While Sitting Bull was a victor at the Little Big Horn, his troubles did not end there. After the battle, he led his people in to Canada, but the harsh conditions there brought starvation among his people. Sitting Bull was forced to surrender to the Army and was taken to the Standing Rock Agency in the Dakota Territory in 1881. From there, he actually joined Buffalo Bill’s Wild West Show from 1885 to 1890. I have often pondered this era and how strange to live in a time when the life a person grew up in became totally non-existent and yet became an amusement for thousands around the world. And so, the great Lakota spiritual leader, Sitting Bull, became a part of the show and enjoyed a friendship with Annie Oakley. In 1890, he returned to reservation life. During the Ghost Dance movement, he was seen as a threat by the army and his arrest was ordered. He refused and in the skirmish was shot and killed by the arresting officer (several other men were killed on both sides as well). Only two weeks after his death, the Battle of Wounded Knee would end the Plains Indian War.
Unlike Sitting Bull, Crazy Horse chose to continue to fight the US Army after the battle. But, as his people faced the harsh winter of 1877, they began to abandon him. Crazy Horse surrendered at Fort Robinson in Nebraska recognizing that the buffalo were gone and the Lakota way of life could not be sustained without them. He was instructed to stay on the reservation, but he broke these orders to take his sick wife to her parents and was arrested. He was returned to Fort Robinson and killed there in a struggle with some officers. He was bayoneted.
And as we leave the battlefield, so too we leave these three characters from American history behind. But, not without taking with us a lesson from their courage, their perseverance and their uncompromising values.
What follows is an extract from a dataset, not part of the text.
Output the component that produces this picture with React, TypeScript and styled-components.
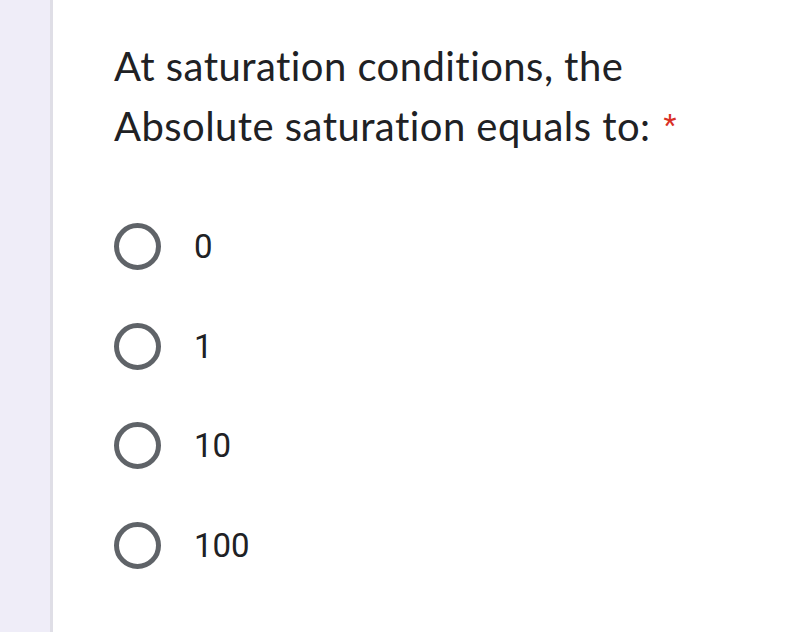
import React from "react";
import styled, { createGlobalStyle } from "styled-components";

const Global = createGlobalStyle`
  html, body { margin: 0; padding: 0; background: #ffffff; }
  #root { height: 632px; }
`;

const Page = styled.div`
  display: flex;
  width: 800px;
  height: 632px;
  overflow: hidden;
`;

const SideStrip = styled.div`
  width: 50px;
  flex: none;
  background: #efedf8;
  border-right: 3px solid #dfdee6;
`;

const Card = styled.div`
  flex: 1;
  background: #ffffff;
  padding: 36px 0 0 61px;
  display: flex;
  flex-direction: column;
`;

const Title = styled.div`
  font-family: Lato, "Open Sans", sans-serif;
  font-size: 40px;
  line-height: 60px;
  letter-spacing: 0.45px;
  font-variant-ligatures: none;
  color: #202124;
  width: 600px;
`;

const Required = styled.span`
  font-family: Roboto, "Liberation Sans", sans-serif;
  color: #d93025;
  font-size: 30px;
  line-height: 0;
  margin-left: 13px;
  vertical-align: 6px;
`;

const Options = styled.div`
  margin-top: 41px;
  display: flex;
  flex-direction: column;
`;

const Option = styled.label`
  display: flex;
  align-items: center;
  height: 99.5px;
`;

const Radio = styled.span`
  box-sizing: border-box;
  width: 47px;
  height: 47px;
  border-radius: 50%;
  border: 5px solid #5f6368;
  flex: none;
`;

const Label = styled.span`
  font-family: Roboto, "Liberation Sans", sans-serif;
  font-size: 33px;
  color: #202124;
  margin-left: 33px;
`;

const options = ["0", "1", "10", "100"];

export default function App() {
  return (
    <>
      <Global />
      <Page>
        <SideStrip />
        <Card>
          <Title>
            At saturation conditions, the Absolute saturation equals to:
            <Required>*</Required>
          </Title>
          <Options>
            {options.map((o) => (
              <Option key={o}>
                <Radio />
                <Label>{o}</Label>
              </Option>
            ))}
          </Options>
        </Card>
      </Page>
    </>
  );
}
Visiting Little Big Horn Battlefield National Monument is a great stop on your Montana travels! They do offer limited RV parking, but we found the site to be much more crowded than we anticipated, and the lot was full. We ended up parking at the first pull off on the road and walking down to the visitor center. There is an informative museum, a movie and we even caught a ranger talk about the battle there. The ranger talk was excellent – he was very animated and his excitement poured in to the gathered crowd. From there, we did the five mile road stopping at the viewpoints and traversing the trail at the end of the road that explains the beginning of the battle. The road itself is narrow – it is passable in an RV but is tight with oncoming traffic. There is also a national cemetery on the grounds. Also, it was in the 90s the day of our visit in August 2016, so be prepared with plenty of water.